I had a very confused feeling walking out of my screening of Concussion–kind of like I didn’t see a complete movie. The first half of the film is very engrossing and gives the impression that something big is going to happen, but then halfway through it just stalls and never gets back on track. To say I was disappointed would be an understatement because of how strongly the movie started and the relevant subject matter.

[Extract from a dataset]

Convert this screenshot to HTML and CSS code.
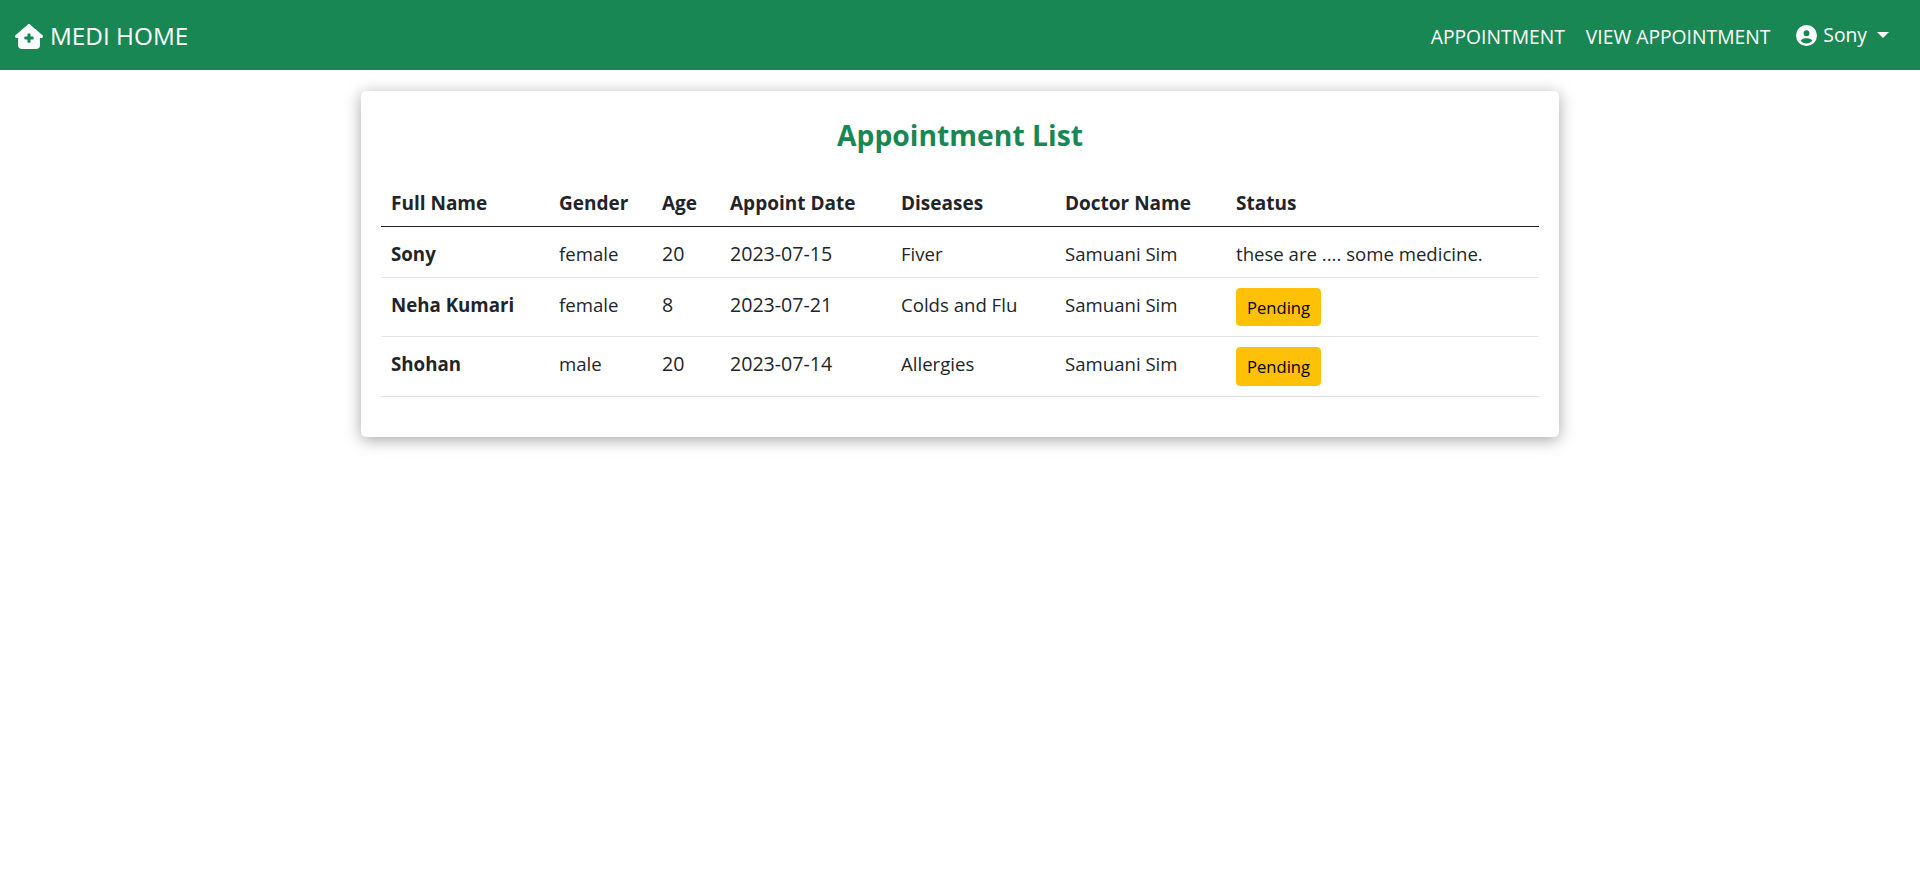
FILE: index.html
```html
<!DOCTYPE html>
<html lang="en">
<head>
<meta charset="UTF-8">
<title>Appointment List</title>
<link rel="stylesheet" href="styles.css">
</head>
<body>
<nav class="navbar">
    <a class="brand" href="#">
        <svg class="brand-icon" viewBox="0 0 576 512"><path fill-rule="evenodd" d="M543.8 287.6c17 0 32-14 32-32.1c1-9-3-17-11-24L309.5 7c-6-5-14-7-21.5-7s-15 1-22 8L10 231.5c-7 7-10 15-10 24c0 18 14 32 32 32h32V448c0 35.3 28.7 64 64 64H448.5c35.5 0 64.2-28.8 64-64.3l-.7-160.2h32zM256 208c0-8.8 7.2-16 16-16h32c8.8 0 16 7.2 16 16v48h48c8.8 0 16 7.2 16 16v32c0 8.8-7.2 16-16 16H320v48c0 8.8-7.2 16-16 16H272c-8.8 0-16-7.2-16-16V320H208c-8.8 0-16-7.2-16-16V272c0-8.8 7.2-16 16-16h48V208z"/></svg>
        MEDI HOME
    </a>
    <div class="nav-links">
        <a class="nav-link" href="#">APPOINTMENT</a>
        <a class="nav-link" href="#">VIEW APPOINTMENT</a>
        <a class="nav-user" href="#">
            <svg class="user-icon" viewBox="0 0 512 512"><path d="M399 384.2C376.9 345.8 335.4 320 288 320H224c-47.4 0-88.9 25.8-111 64.2c35.2 39.2 86.2 63.8 143 63.8s107.8-24.7 143-63.8zM0 256a256 256 0 1 1 512 0A256 256 0 1 1 0 256zm256 16a72 72 0 1 0 0-144 72 72 0 1 0 0 144z"/></svg>
            Sony
            <span class="caret"></span>
        </a>
    </div>
</nav>
<main class="card">
    <h3 class="card-title">Appointment List</h3>
    <table class="table">
        <colgroup>
            <col class="col-name">
            <col class="col-gender">
            <col class="col-age">
            <col class="col-date">
            <col class="col-disease">
            <col class="col-doctor">
            <col>
        </colgroup>
        <thead>
            <tr><th>Full Name</th><th>Gender</th><th>Age</th><th>Appoint Date</th><th>Diseases</th><th>Doctor Name</th><th>Status</th></tr>
        </thead>
        <tbody>
            <tr><th>Sony</th><td>female</td><td class="num">20</td><td class="num">2023-07-15</td><td>Fiver</td><td>Samuani Sim</td><td>these are .... some medicine.</td></tr>
            <tr><th>Neha Kumari</th><td>female</td><td class="num">8</td><td class="num">2023-07-21</td><td>Colds and Flu</td><td>Samuani Sim</td><td class="btn-cell"><a class="badge-btn" href="#">Pending</a></td></tr>
            <tr><th>Shohan</th><td>male</td><td class="num">20</td><td class="num">2023-07-14</td><td>Allergies</td><td>Samuani Sim</td><td class="btn-cell"><a class="badge-btn" href="#">Pending</a></td></tr>
        </tbody>
    </table>
</main>
</body>
</html>
```

FILE: styles.css
```css
html, body { height: 100%; }
body { margin: 0; font-family: "Open Sans", "Noto Sans", sans-serif; font-size: 18.6px; line-height: 30px; color: #212529; background: #fff; }
a { color: inherit; text-decoration: none; }

.navbar { display: flex; justify-content: space-between; align-items: center; box-sizing: border-box; height: 70px; padding: 2px 31px 0 15px; background: #198754; color: #fff; }
.brand { display: flex; align-items: center; gap: 7px; font-size: 24.3px; }
.brand-icon { width: 28px; height: 25px; fill: #fff; }
.nav-links { display: flex; align-items: center; gap: 21px; padding-top: 2px; font-size: 19.3px; }
.nav-user { display: flex; align-items: center; gap: 6px; margin-left: 5px; margin-top: -4px; }
.user-icon { width: 21px; height: 21px; fill: #fff; }
.caret { width: 0; height: 0; margin-left: 4px; border-top: 6px solid #fff; border-left: 6px solid transparent; border-right: 6px solid transparent; }

.card { width: 1158px; margin: 21px auto 0; padding: 20px 20px 40px; border-radius: 5px; background: #fff; box-shadow: 0 3px 16px rgba(0, 0, 0, 0.35); }
.card-title { margin: 0 0 15px; font-size: 28.3px; line-height: 49px; font-weight: 700; text-align: center; color: #198754; }

.table { width: 100%; table-layout: fixed; border-collapse: collapse; }
.col-name { width: 168px; }
.col-gender { width: 103px; }
.col-age { width: 68px; }
.col-date { width: 171px; }
.col-disease { width: 164px; }
.col-doctor { width: 171px; }
.table th, .table td { padding: 12px 10px 8px; text-align: left; vertical-align: top; border-bottom: 1px solid #dee2e6; font-weight: 400; white-space: nowrap; }
.table th { font-size: 18.7px; font-weight: 700; }
.table thead th { padding: 13px 10px 8px; font-size: 19px; border-bottom: 1px solid #212529; }
.table .num { font-size: 19.6px; }
.table .btn-cell { padding: 10px; }
.badge-btn { display: inline-block; padding: 6px 10px 4px; border: 1px solid #ffc107; border-radius: 4px; background: #ffc107; color: #000; font-size: 16.6px; line-height: 26.25px; }
```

Instead of being a movie about the effects of concussions on the game of football and how this medical breakthrough changed the game, it was really more of a biopic on Omalu. He’s an extraordinary person and deserves more accolades than he’s gotten, but this film could have and should have been much bigger and important. I remember thinking early on in the film that this movie is going to be a big blow to the NFL and could have a major impact on the game itself, but by the time it was over, that optimism was replaced with confusion.
With all of that said, Concussion is still a pretty good film that gets an excellent performance out of Will Smith, but it just felt incomplete. Perhaps this movie will serve as a starting point in shedding additional light on the effects of concussions and how they are related to football, but I was hoping it would be a landmark that could really cause change.